**What is expected:**
Within the records below, reproduce without change the lines from the line that has "What React, TypeScript" through the line that has "const gray = 'text-[#6c757d]';", and only those.
[begin Material]
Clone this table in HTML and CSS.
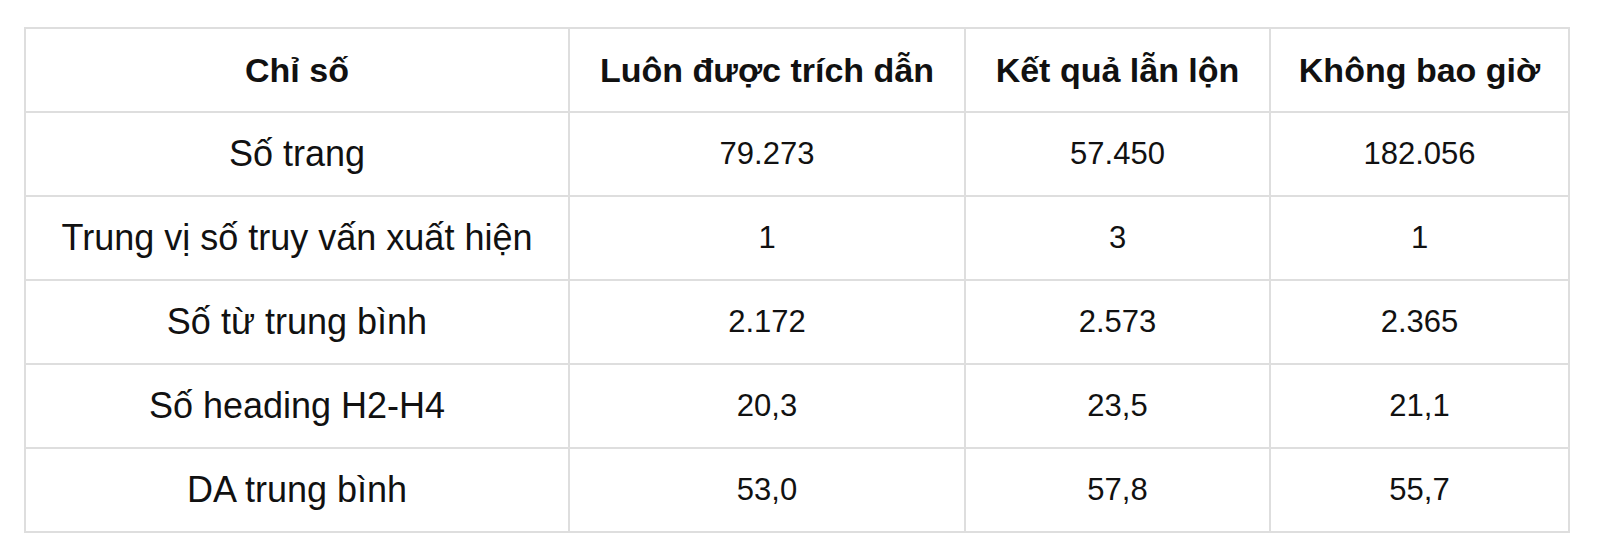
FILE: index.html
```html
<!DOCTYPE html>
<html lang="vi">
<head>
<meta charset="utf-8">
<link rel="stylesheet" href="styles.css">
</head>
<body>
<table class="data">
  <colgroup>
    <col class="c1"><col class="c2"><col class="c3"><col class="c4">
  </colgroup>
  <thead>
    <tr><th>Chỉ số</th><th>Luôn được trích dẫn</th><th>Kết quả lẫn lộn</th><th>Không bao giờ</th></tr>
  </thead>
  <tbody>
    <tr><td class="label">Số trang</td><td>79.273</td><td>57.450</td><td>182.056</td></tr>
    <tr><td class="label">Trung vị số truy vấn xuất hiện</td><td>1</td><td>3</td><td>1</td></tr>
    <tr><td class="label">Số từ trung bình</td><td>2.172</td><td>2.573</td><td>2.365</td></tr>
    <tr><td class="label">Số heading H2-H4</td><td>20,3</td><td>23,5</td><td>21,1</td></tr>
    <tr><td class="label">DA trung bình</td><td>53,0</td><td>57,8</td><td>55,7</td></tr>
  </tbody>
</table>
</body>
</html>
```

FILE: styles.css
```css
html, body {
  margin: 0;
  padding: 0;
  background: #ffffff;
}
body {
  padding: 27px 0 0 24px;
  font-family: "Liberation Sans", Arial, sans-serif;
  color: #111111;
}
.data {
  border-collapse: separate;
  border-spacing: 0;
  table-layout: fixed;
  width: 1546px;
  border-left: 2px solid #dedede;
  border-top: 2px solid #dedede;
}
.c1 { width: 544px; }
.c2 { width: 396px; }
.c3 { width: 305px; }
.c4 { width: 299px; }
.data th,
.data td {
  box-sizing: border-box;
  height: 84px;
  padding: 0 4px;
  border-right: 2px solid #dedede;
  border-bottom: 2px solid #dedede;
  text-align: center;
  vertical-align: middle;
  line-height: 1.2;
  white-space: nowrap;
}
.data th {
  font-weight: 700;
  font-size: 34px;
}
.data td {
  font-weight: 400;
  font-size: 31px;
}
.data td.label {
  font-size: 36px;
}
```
[end Material]
[begin Material]
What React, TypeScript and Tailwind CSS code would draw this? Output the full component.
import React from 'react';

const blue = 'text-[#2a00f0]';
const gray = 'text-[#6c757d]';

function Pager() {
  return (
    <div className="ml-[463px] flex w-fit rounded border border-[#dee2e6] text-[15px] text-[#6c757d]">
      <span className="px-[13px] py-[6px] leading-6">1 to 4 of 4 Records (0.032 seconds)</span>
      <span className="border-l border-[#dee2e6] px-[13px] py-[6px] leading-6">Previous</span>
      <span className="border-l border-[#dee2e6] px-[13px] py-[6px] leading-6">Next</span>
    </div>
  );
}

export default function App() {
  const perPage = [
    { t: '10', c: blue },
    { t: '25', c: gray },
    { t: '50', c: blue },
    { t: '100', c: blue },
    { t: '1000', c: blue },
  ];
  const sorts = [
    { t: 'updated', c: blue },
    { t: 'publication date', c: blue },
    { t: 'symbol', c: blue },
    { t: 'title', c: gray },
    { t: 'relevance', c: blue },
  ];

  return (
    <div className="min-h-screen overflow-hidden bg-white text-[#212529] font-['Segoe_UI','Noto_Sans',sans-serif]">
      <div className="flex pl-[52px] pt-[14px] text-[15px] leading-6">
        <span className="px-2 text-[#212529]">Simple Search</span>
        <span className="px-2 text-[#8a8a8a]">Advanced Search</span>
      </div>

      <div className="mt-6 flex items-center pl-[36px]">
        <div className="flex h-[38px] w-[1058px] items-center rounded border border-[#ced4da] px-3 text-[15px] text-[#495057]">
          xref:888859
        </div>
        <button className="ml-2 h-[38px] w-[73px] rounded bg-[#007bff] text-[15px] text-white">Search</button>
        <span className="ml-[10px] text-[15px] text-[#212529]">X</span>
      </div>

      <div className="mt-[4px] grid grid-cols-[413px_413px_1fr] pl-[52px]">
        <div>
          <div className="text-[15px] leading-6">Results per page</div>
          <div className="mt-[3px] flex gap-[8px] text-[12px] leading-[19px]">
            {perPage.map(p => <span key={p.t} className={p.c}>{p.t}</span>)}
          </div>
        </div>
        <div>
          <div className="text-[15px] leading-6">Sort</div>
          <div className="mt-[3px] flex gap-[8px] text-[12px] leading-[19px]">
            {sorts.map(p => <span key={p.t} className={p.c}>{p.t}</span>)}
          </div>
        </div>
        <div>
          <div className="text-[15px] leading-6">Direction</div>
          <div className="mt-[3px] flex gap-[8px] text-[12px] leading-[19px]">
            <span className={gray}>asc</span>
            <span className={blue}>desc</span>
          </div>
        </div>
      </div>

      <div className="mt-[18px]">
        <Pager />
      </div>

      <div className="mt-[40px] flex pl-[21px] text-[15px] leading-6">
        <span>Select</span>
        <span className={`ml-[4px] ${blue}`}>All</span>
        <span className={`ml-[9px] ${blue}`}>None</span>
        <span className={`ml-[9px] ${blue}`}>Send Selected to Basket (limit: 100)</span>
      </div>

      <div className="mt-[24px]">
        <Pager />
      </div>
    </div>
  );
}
[end Material]
**Response to the task:**
What React, TypeScript and Tailwind CSS code would draw this? Output the full component.
import React from 'react';

const blue = 'text-[#2a00f0]';
const gray = 'text-[#6c757d]';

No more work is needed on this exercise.